- _Material_
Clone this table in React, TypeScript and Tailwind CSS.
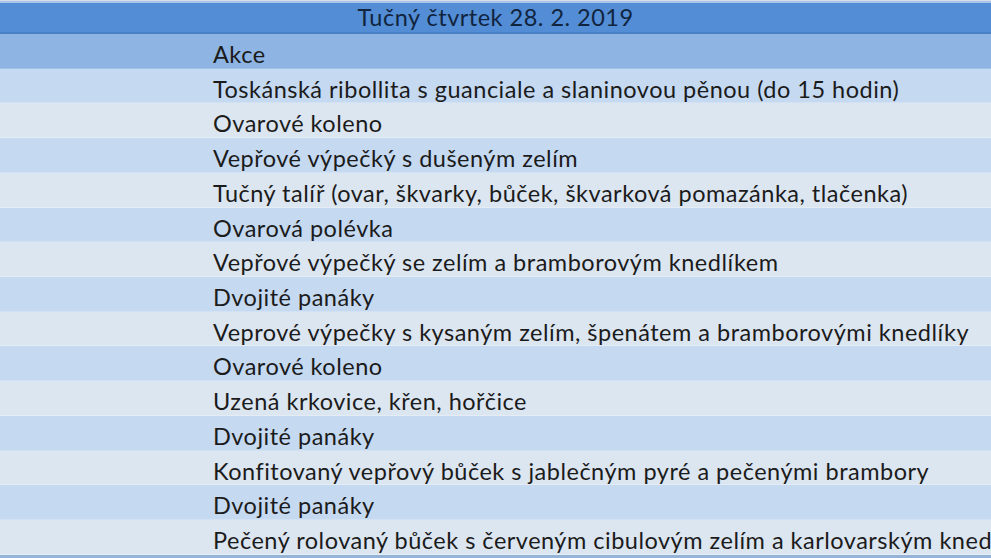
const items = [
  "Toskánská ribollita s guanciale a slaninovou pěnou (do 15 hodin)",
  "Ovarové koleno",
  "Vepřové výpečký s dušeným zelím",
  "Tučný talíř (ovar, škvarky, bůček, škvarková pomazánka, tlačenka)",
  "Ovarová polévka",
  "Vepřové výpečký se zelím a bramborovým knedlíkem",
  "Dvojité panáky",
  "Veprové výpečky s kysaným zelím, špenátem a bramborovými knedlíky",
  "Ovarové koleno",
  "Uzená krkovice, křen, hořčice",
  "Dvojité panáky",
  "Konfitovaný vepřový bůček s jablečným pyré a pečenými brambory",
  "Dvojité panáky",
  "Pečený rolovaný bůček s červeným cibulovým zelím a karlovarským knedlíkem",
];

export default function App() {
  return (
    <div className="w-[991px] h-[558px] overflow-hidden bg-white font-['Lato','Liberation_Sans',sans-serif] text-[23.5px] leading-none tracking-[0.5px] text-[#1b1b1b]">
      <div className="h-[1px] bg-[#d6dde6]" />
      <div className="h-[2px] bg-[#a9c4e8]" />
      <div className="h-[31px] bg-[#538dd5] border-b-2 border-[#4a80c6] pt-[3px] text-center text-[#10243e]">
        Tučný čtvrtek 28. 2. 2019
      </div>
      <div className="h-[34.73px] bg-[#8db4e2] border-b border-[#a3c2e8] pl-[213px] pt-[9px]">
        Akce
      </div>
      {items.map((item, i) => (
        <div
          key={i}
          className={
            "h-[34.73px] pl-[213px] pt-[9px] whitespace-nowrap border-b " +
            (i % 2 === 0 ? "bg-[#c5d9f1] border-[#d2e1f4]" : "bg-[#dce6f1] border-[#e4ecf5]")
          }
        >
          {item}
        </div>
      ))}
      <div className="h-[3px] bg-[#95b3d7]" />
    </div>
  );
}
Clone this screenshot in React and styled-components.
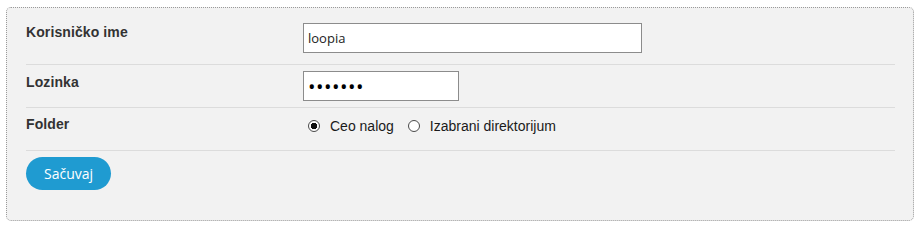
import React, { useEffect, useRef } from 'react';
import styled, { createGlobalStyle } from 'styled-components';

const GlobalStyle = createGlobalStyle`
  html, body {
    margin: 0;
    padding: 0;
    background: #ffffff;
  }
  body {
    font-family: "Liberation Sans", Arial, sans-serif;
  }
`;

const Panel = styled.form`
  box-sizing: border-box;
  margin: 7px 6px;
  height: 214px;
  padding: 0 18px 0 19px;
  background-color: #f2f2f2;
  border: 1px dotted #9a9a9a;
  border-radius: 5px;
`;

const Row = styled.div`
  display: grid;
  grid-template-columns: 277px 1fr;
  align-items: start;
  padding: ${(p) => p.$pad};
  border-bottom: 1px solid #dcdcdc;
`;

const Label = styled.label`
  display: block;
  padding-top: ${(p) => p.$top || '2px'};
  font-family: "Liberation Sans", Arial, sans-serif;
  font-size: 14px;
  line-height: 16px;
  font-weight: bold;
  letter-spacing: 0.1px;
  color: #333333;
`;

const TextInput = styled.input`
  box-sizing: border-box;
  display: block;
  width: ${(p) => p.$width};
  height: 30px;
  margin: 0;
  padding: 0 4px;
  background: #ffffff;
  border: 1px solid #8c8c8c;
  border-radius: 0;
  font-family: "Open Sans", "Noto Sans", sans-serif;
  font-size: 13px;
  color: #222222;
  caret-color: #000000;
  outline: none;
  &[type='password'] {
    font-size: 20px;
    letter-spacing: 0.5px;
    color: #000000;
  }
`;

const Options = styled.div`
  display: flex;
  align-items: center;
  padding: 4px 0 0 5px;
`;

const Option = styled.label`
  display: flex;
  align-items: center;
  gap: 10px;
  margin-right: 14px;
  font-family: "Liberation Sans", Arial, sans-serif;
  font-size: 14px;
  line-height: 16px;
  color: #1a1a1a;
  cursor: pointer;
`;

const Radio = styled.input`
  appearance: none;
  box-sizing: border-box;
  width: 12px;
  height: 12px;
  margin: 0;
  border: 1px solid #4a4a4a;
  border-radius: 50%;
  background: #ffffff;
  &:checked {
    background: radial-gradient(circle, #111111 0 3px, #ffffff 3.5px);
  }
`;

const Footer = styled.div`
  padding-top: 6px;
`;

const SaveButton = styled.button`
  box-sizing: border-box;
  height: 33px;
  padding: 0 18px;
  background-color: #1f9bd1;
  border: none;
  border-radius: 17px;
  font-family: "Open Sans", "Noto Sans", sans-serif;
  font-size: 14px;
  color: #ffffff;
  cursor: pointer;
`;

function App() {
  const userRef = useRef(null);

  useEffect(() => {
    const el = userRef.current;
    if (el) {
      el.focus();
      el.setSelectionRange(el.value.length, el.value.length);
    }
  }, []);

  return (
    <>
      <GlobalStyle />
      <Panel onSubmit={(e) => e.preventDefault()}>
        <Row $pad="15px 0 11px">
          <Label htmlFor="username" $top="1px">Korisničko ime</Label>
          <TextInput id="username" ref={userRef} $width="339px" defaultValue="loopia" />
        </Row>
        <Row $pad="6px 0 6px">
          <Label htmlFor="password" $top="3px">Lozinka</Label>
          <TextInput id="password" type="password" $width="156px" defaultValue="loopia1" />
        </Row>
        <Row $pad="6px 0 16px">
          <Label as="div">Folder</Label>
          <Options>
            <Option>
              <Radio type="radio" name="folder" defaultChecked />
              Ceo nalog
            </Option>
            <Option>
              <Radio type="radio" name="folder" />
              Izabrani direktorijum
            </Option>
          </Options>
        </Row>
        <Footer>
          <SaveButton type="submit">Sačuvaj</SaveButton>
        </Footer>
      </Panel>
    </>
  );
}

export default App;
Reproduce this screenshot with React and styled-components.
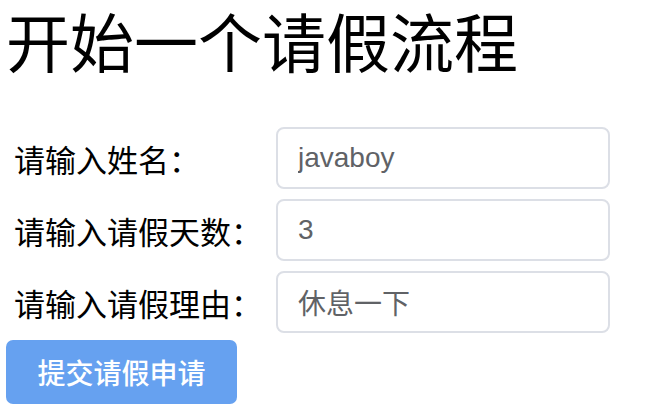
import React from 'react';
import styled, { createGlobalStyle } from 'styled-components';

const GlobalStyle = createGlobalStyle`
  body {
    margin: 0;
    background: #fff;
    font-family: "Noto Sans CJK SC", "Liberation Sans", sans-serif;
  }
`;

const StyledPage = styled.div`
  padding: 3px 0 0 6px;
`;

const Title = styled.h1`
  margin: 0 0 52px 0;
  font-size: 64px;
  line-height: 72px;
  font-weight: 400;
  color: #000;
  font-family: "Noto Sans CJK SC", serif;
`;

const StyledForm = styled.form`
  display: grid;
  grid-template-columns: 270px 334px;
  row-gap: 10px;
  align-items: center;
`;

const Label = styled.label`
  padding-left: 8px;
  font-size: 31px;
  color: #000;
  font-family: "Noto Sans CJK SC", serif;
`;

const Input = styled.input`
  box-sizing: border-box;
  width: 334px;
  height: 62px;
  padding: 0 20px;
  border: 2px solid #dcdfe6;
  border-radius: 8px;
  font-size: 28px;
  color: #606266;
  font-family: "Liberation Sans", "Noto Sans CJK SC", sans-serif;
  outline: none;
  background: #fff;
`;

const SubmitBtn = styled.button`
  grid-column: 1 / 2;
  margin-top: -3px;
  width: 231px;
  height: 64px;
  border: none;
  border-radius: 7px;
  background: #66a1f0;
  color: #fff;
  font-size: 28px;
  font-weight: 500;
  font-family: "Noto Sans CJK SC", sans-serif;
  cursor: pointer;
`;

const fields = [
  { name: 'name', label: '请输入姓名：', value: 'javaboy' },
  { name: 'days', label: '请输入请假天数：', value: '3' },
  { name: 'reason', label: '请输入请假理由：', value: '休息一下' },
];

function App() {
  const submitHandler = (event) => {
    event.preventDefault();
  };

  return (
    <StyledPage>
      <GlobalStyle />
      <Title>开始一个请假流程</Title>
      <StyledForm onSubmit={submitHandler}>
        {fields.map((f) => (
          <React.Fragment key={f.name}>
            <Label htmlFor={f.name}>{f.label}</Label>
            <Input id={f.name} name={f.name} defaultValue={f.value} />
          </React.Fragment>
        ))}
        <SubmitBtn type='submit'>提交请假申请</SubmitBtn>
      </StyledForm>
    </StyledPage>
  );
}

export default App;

- _What to produce_
Copy out the data above exactly, except the pictures.

- _Result of the exercise_
Clone this table in React, TypeScript and Tailwind CSS.
const items = [
  "Toskánská ribollita s guanciale a slaninovou pěnou (do 15 hodin)",
  "Ovarové koleno",
  "Vepřové výpečký s dušeným zelím",
  "Tučný talíř (ovar, škvarky, bůček, škvarková pomazánka, tlačenka)",
  "Ovarová polévka",
  "Vepřové výpečký se zelím a bramborovým knedlíkem",
  "Dvojité panáky",
  "Veprové výpečky s kysaným zelím, špenátem a bramborovými knedlíky",
  "Ovarové koleno",
  "Uzená krkovice, křen, hořčice",
  "Dvojité panáky",
  "Konfitovaný vepřový bůček s jablečným pyré a pečenými brambory",
  "Dvojité panáky",
  "Pečený rolovaný bůček s červeným cibulovým zelím a karlovarským knedlíkem",
];

export default function App() {
  return (
    <div className="w-[991px] h-[558px] overflow-hidden bg-white font-['Lato','Liberation_Sans',sans-serif] text-[23.5px] leading-none tracking-[0.5px] text-[#1b1b1b]">
      <div className="h-[1px] bg-[#d6dde6]" />
      <div className="h-[2px] bg-[#a9c4e8]" />
      <div className="h-[31px] bg-[#538dd5] border-b-2 border-[#4a80c6] pt-[3px] text-center text-[#10243e]">
        Tučný čtvrtek 28. 2. 2019
      </div>
      <div className="h-[34.73px] bg-[#8db4e2] border-b border-[#a3c2e8] pl-[213px] pt-[9px]">
        Akce
      </div>
      {items.map((item, i) => (
        <div
          key={i}
          className={
            "h-[34.73px] pl-[213px] pt-[9px] whitespace-nowrap border-b " +
            (i % 2 === 0 ? "bg-[#c5d9f1] border-[#d2e1f4]" : "bg-[#dce6f1] border-[#e4ecf5]")
          }
        >
          {item}
        </div>
      ))}
      <div className="h-[3px] bg-[#95b3d7]" />
    </div>
  );
}
Clone this screenshot in React and styled-components.
import React, { useEffect, useRef } from 'react';
import styled, { createGlobalStyle } from 'styled-components';

const GlobalStyle = createGlobalStyle`
  html, body {
    margin: 0;
    padding: 0;
    background: #ffffff;
  }
  body {
    font-family: "Liberation Sans", Arial, sans-serif;
  }
`;

const Panel = styled.form`
  box-sizing: border-box;
  margin: 7px 6px;
  height: 214px;
  padding: 0 18px 0 19px;
  background-color: #f2f2f2;
  border: 1px dotted #9a9a9a;
  border-radius: 5px;
`;

const Row = styled.div`
  display: grid;
  grid-template-columns: 277px 1fr;
  align-items: start;
  padding: ${(p) => p.$pad};
  border-bottom: 1px solid #dcdcdc;
`;

const Label = styled.label`
  display: block;
  padding-top: ${(p) => p.$top || '2px'};
  font-family: "Liberation Sans", Arial, sans-serif;
  font-size: 14px;
  line-height: 16px;
  font-weight: bold;
  letter-spacing: 0.1px;
  color: #333333;
`;

const TextInput = styled.input`
  box-sizing: border-box;
  display: block;
  width: ${(p) => p.$width};
  height: 30px;
  margin: 0;
  padding: 0 4px;
  background: #ffffff;
  border: 1px solid #8c8c8c;
  border-radius: 0;
  font-family: "Open Sans", "Noto Sans", sans-serif;
  font-size: 13px;
  color: #222222;
  caret-color: #000000;
  outline: none;
  &[type='password'] {
    font-size: 20px;
    letter-spacing: 0.5px;
    color: #000000;
  }
`;

const Options = styled.div`
  display: flex;
  align-items: center;
  padding: 4px 0 0 5px;
`;

const Option = styled.label`
  display: flex;
  align-items: center;
  gap: 10px;
  margin-right: 14px;
  font-family: "Liberation Sans", Arial, sans-serif;
  font-size: 14px;
  line-height: 16px;
  color: #1a1a1a;
  cursor: pointer;
`;

const Radio = styled.input`
  appearance: none;
  box-sizing: border-box;
  width: 12px;
  height: 12px;
  margin: 0;
  border: 1px solid #4a4a4a;
  border-radius: 50%;
  background: #ffffff;
  &:checked {
    background: radial-gradient(circle, #111111 0 3px, #ffffff 3.5px);
  }
`;

const Footer = styled.div`
  padding-top: 6px;
`;

const SaveButton = styled.button`
  box-sizing: border-box;
  height: 33px;
  padding: 0 18px;
  background-color: #1f9bd1;
  border: none;
  border-radius: 17px;
  font-family: "Open Sans", "Noto Sans", sans-serif;
  font-size: 14px;
  color: #ffffff;
  cursor: pointer;
`;

function App() {
  const userRef = useRef(null);

  useEffect(() => {
    const el = userRef.current;
    if (el) {
      el.focus();
      el.setSelectionRange(el.value.length, el.value.length);
    }
  }, []);

  return (
    <>
      <GlobalStyle />
      <Panel onSubmit={(e) => e.preventDefault()}>
        <Row $pad="15px 0 11px">
          <Label htmlFor="username" $top="1px">Korisničko ime</Label>
          <TextInput id="username" ref={userRef} $width="339px" defaultValue="loopia" />
        </Row>
        <Row $pad="6px 0 6px">
          <Label htmlFor="password" $top="3px">Lozinka</Label>
          <TextInput id="password" type="password" $width="156px" defaultValue="loopia1" />
        </Row>
        <Row $pad="6px 0 16px">
          <Label as="div">Folder</Label>
          <Options>
            <Option>
              <Radio type="radio" name="folder" defaultChecked />
              Ceo nalog
            </Option>
            <Option>
              <Radio type="radio" name="folder" />
              Izabrani direktorijum
            </Option>
          </Options>
        </Row>
        <Footer>
          <SaveButton type="submit">Sačuvaj</SaveButton>
        </Footer>
      </Panel>
    </>
  );
}

export default App;
Reproduce this screenshot with React and styled-components.
import React from 'react';
import styled, { createGlobalStyle } from 'styled-components';

const GlobalStyle = createGlobalStyle`
  body {
    margin: 0;
    background: #fff;
    font-family: "Noto Sans CJK SC", "Liberation Sans", sans-serif;
  }
`;

const StyledPage = styled.div`
  padding: 3px 0 0 6px;
`;

const Title = styled.h1`
  margin: 0 0 52px 0;
  font-size: 64px;
  line-height: 72px;
  font-weight: 400;
  color: #000;
  font-family: "Noto Sans CJK SC", serif;
`;

const StyledForm = styled.form`
  display: grid;
  grid-template-columns: 270px 334px;
  row-gap: 10px;
  align-items: center;
`;

const Label = styled.label`
  padding-left: 8px;
  font-size: 31px;
  color: #000;
  font-family: "Noto Sans CJK SC", serif;
`;

const Input = styled.input`
  box-sizing: border-box;
  width: 334px;
  height: 62px;
  padding: 0 20px;
  border: 2px solid #dcdfe6;
  border-radius: 8px;
  font-size: 28px;
  color: #606266;
  font-family: "Liberation Sans", "Noto Sans CJK SC", sans-serif;
  outline: none;
  background: #fff;
`;

const SubmitBtn = styled.button`
  grid-column: 1 / 2;
  margin-top: -3px;
  width: 231px;
  height: 64px;
  border: none;
  border-radius: 7px;
  background: #66a1f0;
  color: #fff;
  font-size: 28px;
  font-weight: 500;
  font-family: "Noto Sans CJK SC", sans-serif;
  cursor: pointer;
`;

const fields = [
  { name: 'name', label: '请输入姓名：', value: 'javaboy' },
  { name: 'days', label: '请输入请假天数：', value: '3' },
  { name: 'reason', label: '请输入请假理由：', value: '休息一下' },
];

function App() {
  const submitHandler = (event) => {
    event.preventDefault();
  };

  return (
    <StyledPage>
      <GlobalStyle />
      <Title>开始一个请假流程</Title>
      <StyledForm onSubmit={submitHandler}>
        {fields.map((f) => (
          <React.Fragment key={f.name}>
            <Label htmlFor={f.name}>{f.label}</Label>
            <Input id={f.name} name={f.name} defaultValue={f.value} />
          </React.Fragment>
        ))}
        <SubmitBtn type='submit'>提交请假申请</SubmitBtn>
      </StyledForm>
    </StyledPage>
  );
}

export default App;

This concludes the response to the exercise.